Mais NYSE a franchi une étape cet été en attirant dans son giron le géant des logiciels Oracle.

Éviter le fiasco de Facebook

L'opérateur profite notamment du fiasco de l'introduction en Bourse en 2012 de Facebook sur le Nasdaq: la première séance avait été émaillée de nombreux problèmes techniques et le réseau social avait très vite vu le cours de son action s'effondrer.

Le défi pour Twitter étant «de se positionner comme l'antithèse de Facebook», il n'est pas surprenant que le réseau social ait choisi le NYSE, selon Gregori Volokhine, gestionnaire de fonds à Meeschaert Financial Services.

«Ils ne veulent pas trop faire monter les attentes, ils gardent un profil bas pendant leur tournée de présentation aux investisseurs alors que le roadshow de Facebook avait viré au cirque médiatique», ajoute-t-il.

Les acteurs du marché gardent également à l'esprit plusieurs incidents techniques récemment subis par le Nasdaq, dont un problème informatique en août qui l'a forcé à suspendre toute activité pendant trois heures.

NYSE n'est pas exempt de dérapages technologiques, et il a beaucoup investi pour développer ses capacités dans ce domaine.

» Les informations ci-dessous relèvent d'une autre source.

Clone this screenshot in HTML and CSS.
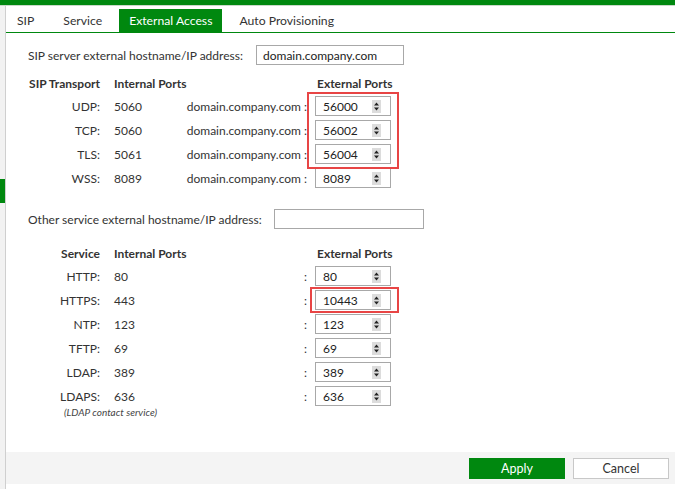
FILE: index.html
```html
<!DOCTYPE html>
<html>
<head>
<meta charset="utf-8">
<link rel="stylesheet" href="styles.css">
</head>
<body>
<div class="topbar"></div>
<div class="app">
  <aside class="rail"><div class="rail-mark"></div></aside>
  <main class="panel">
    <nav class="tabs">
      <span class="tab">SIP</span>
      <span class="tab">Service</span>
      <span class="tab active">External Access</span>
      <span class="tab">Auto Provisioning</span>
    </nav>
    <section class="form">
      <div class="host-row">
        <label class="host-label">SIP server external hostname/IP address:</label>
        <div class="text-input host-input">domain.company.com</div>
      </div>

      <div class="port-head first-head">
        <span class="c-label">SIP Transport</span>
        <span class="c-int">Internal Ports</span>
        <span class="c-host"></span>
        <span class="c-ext">External Ports</span>
      </div>
      <div class="port-rows">
        <div class="port-row"><span class="c-label">UDP:</span><span class="c-int">5060</span><span class="c-host">domain.company.com :</span><div class="spin"><span>56000</span><svg class="spin-btn" viewBox="0 0 9 13"><rect width="9" height="13" fill="#dcdcdc"/><path d="M4.5 2.5 L7 5.5 H2 Z M4.5 10.5 L7 7.5 H2 Z" fill="#222"/></svg></div></div>
        <div class="port-row"><span class="c-label">TCP:</span><span class="c-int">5060</span><span class="c-host">domain.company.com :</span><div class="spin"><span>56002</span><svg class="spin-btn" viewBox="0 0 9 13"><rect width="9" height="13" fill="#dcdcdc"/><path d="M4.5 2.5 L7 5.5 H2 Z M4.5 10.5 L7 7.5 H2 Z" fill="#222"/></svg></div></div>
        <div class="port-row"><span class="c-label">TLS:</span><span class="c-int">5061</span><span class="c-host">domain.company.com :</span><div class="spin"><span>56004</span><svg class="spin-btn" viewBox="0 0 9 13"><rect width="9" height="13" fill="#dcdcdc"/><path d="M4.5 2.5 L7 5.5 H2 Z M4.5 10.5 L7 7.5 H2 Z" fill="#222"/></svg></div></div>
        <div class="port-row"><span class="c-label">WSS:</span><span class="c-int">8089</span><span class="c-host">domain.company.com :</span><div class="spin"><span>8089</span><svg class="spin-btn" viewBox="0 0 9 13"><rect width="9" height="13" fill="#dcdcdc"/><path d="M4.5 2.5 L7 5.5 H2 Z M4.5 10.5 L7 7.5 H2 Z" fill="#222"/></svg></div></div>
      </div>

      <div class="host-row other-row">
        <label class="other-label">Other service external hostname/IP address:</label>
        <div class="text-input other-input"></div>
      </div>

      <div class="port-head second-head">
        <span class="c-label">Service</span>
        <span class="c-int">Internal Ports</span>
        <span class="c-host"></span>
        <span class="c-ext">External Ports</span>
      </div>
      <div class="port-rows">
        <div class="port-row"><span class="c-label">HTTP:</span><span class="c-int">80</span><span class="c-host">:</span><div class="spin"><span>80</span><svg class="spin-btn" viewBox="0 0 9 13"><rect width="9" height="13" fill="#dcdcdc"/><path d="M4.5 2.5 L7 5.5 H2 Z M4.5 10.5 L7 7.5 H2 Z" fill="#222"/></svg></div></div>
        <div class="port-row"><span class="c-label">HTTPS:</span><span class="c-int">443</span><span class="c-host">:</span><div class="spin"><span>10443</span><svg class="spin-btn" viewBox="0 0 9 13"><rect width="9" height="13" fill="#dcdcdc"/><path d="M4.5 2.5 L7 5.5 H2 Z M4.5 10.5 L7 7.5 H2 Z" fill="#222"/></svg></div></div>
        <div class="port-row"><span class="c-label">NTP:</span><span class="c-int">123</span><span class="c-host">:</span><div class="spin"><span>123</span><svg class="spin-btn" viewBox="0 0 9 13"><rect width="9" height="13" fill="#dcdcdc"/><path d="M4.5 2.5 L7 5.5 H2 Z M4.5 10.5 L7 7.5 H2 Z" fill="#222"/></svg></div></div>
        <div class="port-row"><span class="c-label">TFTP:</span><span class="c-int">69</span><span class="c-host">:</span><div class="spin"><span>69</span><svg class="spin-btn" viewBox="0 0 9 13"><rect width="9" height="13" fill="#dcdcdc"/><path d="M4.5 2.5 L7 5.5 H2 Z M4.5 10.5 L7 7.5 H2 Z" fill="#222"/></svg></div></div>
        <div class="port-row"><span class="c-label">LDAP:</span><span class="c-int">389</span><span class="c-host">:</span><div class="spin"><span>389</span><svg class="spin-btn" viewBox="0 0 9 13"><rect width="9" height="13" fill="#dcdcdc"/><path d="M4.5 2.5 L7 5.5 H2 Z M4.5 10.5 L7 7.5 H2 Z" fill="#222"/></svg></div></div>
        <div class="port-row"><span class="c-label">LDAPS:</span><span class="c-int">636</span><span class="c-host">:</span><div class="spin"><span>636</span><svg class="spin-btn" viewBox="0 0 9 13"><rect width="9" height="13" fill="#dcdcdc"/><path d="M4.5 2.5 L7 5.5 H2 Z M4.5 10.5 L7 7.5 H2 Z" fill="#222"/></svg></div></div>
      </div>
      <div class="note">(LDAP contact service)</div>

      <div class="highlight hl-sip"></div>
      <div class="highlight hl-https"></div>
    </section>
    <footer class="actions">
      <button class="btn btn-apply">Apply</button>
      <button class="btn btn-cancel">Cancel</button>
    </footer>
  </main>
</div>
</body>
</html>
```
FILE: styles.css
```css
* { box-sizing: border-box; }
html, body {
  margin: 0;
  padding: 0;
  width: 675px;
  height: 489px;
  overflow: hidden;
  background: #fff;
  font-family: Lato, "Open Sans", sans-serif;
  font-size: 12px;
  color: #333;
}
.topbar {
  height: 6px;
  background: #00880f;
  border-bottom: 1px solid #c9d9c9;
}
.app {
  display: flex;
  height: 483px;
}
.rail {
  width: 6px;
  flex: none;
  background: #f2f2f2;
  border-right: 1px solid #cfcfcf;
}
.rail-mark {
  margin-top: 173px;
  height: 24px;
  width: 5px;
  background: #00880f;
}
.panel {
  flex: 1;
  display: flex;
  flex-direction: column;
  min-width: 0;
}
.tabs {
  display: flex;
  margin-top: 3px;
  padding-left: 1px;
  height: 24px;
  border-bottom: 1px solid #00880f;
}
.tab {
  display: flex;
  align-items: center;
  height: 23px;
  padding: 0 10px;
  margin-right: 7px;
  font-size: 12.2px;
  color: #333;
}
.tab:first-child { margin-right: 9px; }
.tab.active {
  background: #00880f;
  color: #fff;
}
.form {
  position: relative;
  flex: 1;
  padding: 12px 0 0 22px;
}
.host-row {
  display: flex;
  align-items: center;
  height: 20px;
}
.host-label { width: 228px; }
.other-row { margin-top: 21px; }
.other-label { width: 246px; }
.text-input {
  height: 20px;
  border: 1px solid #a8a8a8;
  padding-left: 6px;
  display: flex;
  align-items: center;
  color: #222;
}
.host-input { width: 148px; }
.other-input { width: 150px; }
.port-head {
  display: flex;
  align-items: center;
  height: 16px;
  font-weight: bold;
  color: #333;
}
.first-head { margin-top: 10px; }
.second-head { margin-top: 16px; }
.port-rows {
  display: flex;
  flex-direction: column;
  gap: 4px;
  margin-top: 5px;
}
.port-row {
  display: flex;
  align-items: center;
  height: 20px;
}
.c-label {
  width: 72px;
  margin-right: 14px;
  text-align: right;
  flex: none;
  white-space: nowrap;
}
.c-int {
  width: 68px;
  flex: none;
  white-space: nowrap;
}
.c-host {
  width: 125px;
  margin-right: 8px;
  flex: none;
  display: flex;
  justify-content: flex-end;
  white-space: nowrap;
}
.c-ext {
  padding-left: 2px;
  white-space: nowrap;
}
.spin {
  width: 76px;
  height: 20px;
  border: 1px solid #a8a8a8;
  display: flex;
  align-items: center;
  justify-content: space-between;
  padding: 0 9px 0 7px;
  color: #222;
}
.spin-btn {
  width: 9px;
  height: 13px;
  display: block;
}
.note {
  padding-left: 36px;
  height: 12px;
  line-height: 12px;
  font-size: 10px;
  font-style: italic;
  color: #444;
}
.highlight {
  position: absolute;
  border: 2px solid #e84545;
}
.hl-sip {
  left: 301px;
  top: 59px;
  width: 92px;
  height: 77px;
}
.hl-https {
  left: 304px;
  top: 254px;
  width: 89px;
  height: 26px;
}
.actions {
  height: 32px;
  margin-bottom: 5px;
  background: #f4f4f4;
  display: flex;
  justify-content: flex-end;
  align-items: center;
  gap: 8px;
  padding-right: 6px;
}
.btn {
  width: 96px;
  height: 21px;
  font-family: Lato, "Open Sans", sans-serif;
  font-size: 12.5px;
  padding: 0;
  cursor: pointer;
}
.btn-apply {
  background: #00880f;
  border: 1px solid #00880f;
  color: #fff;
}
.btn-cancel {
  background: #fff;
  border: 1px solid #c8c8c8;
  color: #333;
}
```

Pour la première fois, l'opérateur a simulé une introduction en Bourse le samedi 26 octobre pour s'assurer que le moment venu, tout se déroule sans accroc pour Twitter.

La décision du site de réseau social de coter sur le NYSE «est la confirmation de notre transformation», s'est félicité l'opérateur. «Elle valide la solidité de notre réputation et de notre plateforme de marché».

Face à cette rude compétition, le Nasdaq n'est pas en reste. Une série d'entreprises ont aussi délaissé le NYSE à son profit, invoquant parfois des frais moins élevés, tels les hôtels Marriott, le groupe alimentaire Kraft Foods ou le fabricant de composants électroniques Texas Instruments.

«Nous nous sommes battus pour Twitter. Ils ont fait un choix», a admis Robert McCooey, responsable des introductions en Bourse à Nasdaq OMX.

Ce revers n'empêche pas «de rester convaincus que nous sommes le lieu le plus logique pour les compagnies technologiques», ajoute-t-il, car «elles peuvent côtoyer les entreprises de la même famille qui depuis 25 ans changent le monde.»